Le fantôme de Sarkozy et les élections législatives 2012

mercredi 4 juillet 2012.
 

La séquence électorale présidentielle-législatives continue en apparence de tourner la page du sarkozysme. Mais derrière la rupture, elle conserve en réalité des éléments de continuité essentiels avec ce régime. Les cinq années d’hyperprésidentialisation ont laissé leur empreinte sur la vie politique française. La législative, qui se tient pour la troisième fois seulement dans la foulée immédiate de la présidentielle, a été comme effacée par celle-ci. La participation s’effondre. Dans cette décrue civique, le bégaiement de la présidentielle –donner une majorité à Hollande- devient électoralement dominant. Le PS atteindra donc son objectif d’une majorité absolue à lui seul. Mais le prix à payer pour la démocratie s’annonce sévère. Alors qu’ils totalisent seulement la moitié des suffrages au premier tour de la présidentielle, grâce au renfort déformant du « vote utile », le PS et l’UMP totaliseront plus de 90% des sièges dans la nouvelle Assemblée. Le système politique est plus contesté qu’en 2007. Il sera paradoxalement plus verrouillé qu’il ne l’a été ces cinq dernières années.

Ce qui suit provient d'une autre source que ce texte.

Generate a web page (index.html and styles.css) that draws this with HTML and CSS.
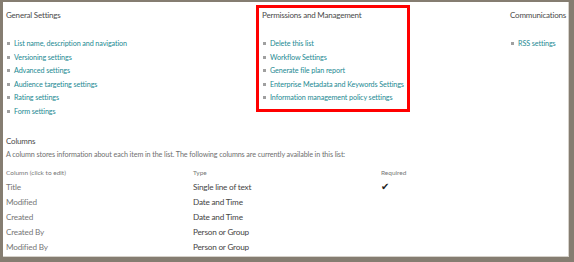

Fauteur de crise politique, ce décalage entre le pays et sa représentation parlementaire s’observe nettement quand l’on regarde les résultats du Front de Gauche. Malgré l’effet d’amplification de la victoire du PS, nous obtenons 70% de voix supplémentaires par rapport aux scores des candidats PCF en 2007. Or avec plus de voix et un meilleur pourcentage nous aurons moins d’élus. Tels sont les charmes du scrutin majoritaire à deux tours. Et cela malgré le fait que le Front de Gauche résiste bien mieux que d’autres. L’extrême-gauche atteint un plus bas historique qui la privera de financement public pour cinq ans puisque ni LO ni le NPA n’arrivent à dépasser 1% dans 50 circonscriptions. Le Modem est pulvérisé. Les Verts atteignent 3,5% dans les circonscriptions où ils concourraient sans le soutien du PS. Le Front de Gauche s’installe ainsi non plus seulement comme la deuxième force à gauche mais comme la seule alternative de ce côté-ci de l’échiquier politique.

A droite en revanche il n’y a pas eu de « vote utile » puisque l’UMP a perdu la présidentielle. En 2007, ce phénomène avait permis à Sarkozy de faire dégringoler le FN de 10% à 4% entre la présidentielle et les législatives. Cette fois le FN atteint un niveau qui lui permet de continuer à manger la droite. Le mouvement s’accélère même. Les candidats de droite succombent un à un sur le terrain à une arithmétique implacable qui fait des électeurs FN la clé du second tour. Les dirigeants nationaux de l’UMP justifient comme ils peuvent ce calcul. Ils ont ainsi engagé une campagne calomnieuse et grotesque contre le Front de Gauche, taxé d’antisémitisme pour avoir publié un appel du compositeur grec Theodorakis, artisan de la lutte conte les colonels et décoré par le ministre UMP Donnedieu de Vabres, sur un sujet sans rapport avec des déclarations que personne ne connaissait alors ! C’était l’argument du FN pour répliquer à l’indignation suscitée par l’hommage public rendu par Le Pen à Brasillach. La fin de la « digue » ou du « cordon sanitaire » entre la droite et l’extrême-droite est un autre héritage du sarkozysme. La stratégie d’extrême-droitisation de la droite se poursuit malgré le départ de son initiateur. Ce n’est pas le moindre facteur aggravant de la crise politique. La gauche gagne -heureusement !- mais tous les voyants sont au rouge. Il est plus urgent que jamais de tourner pour de bon la page du sarkozysme.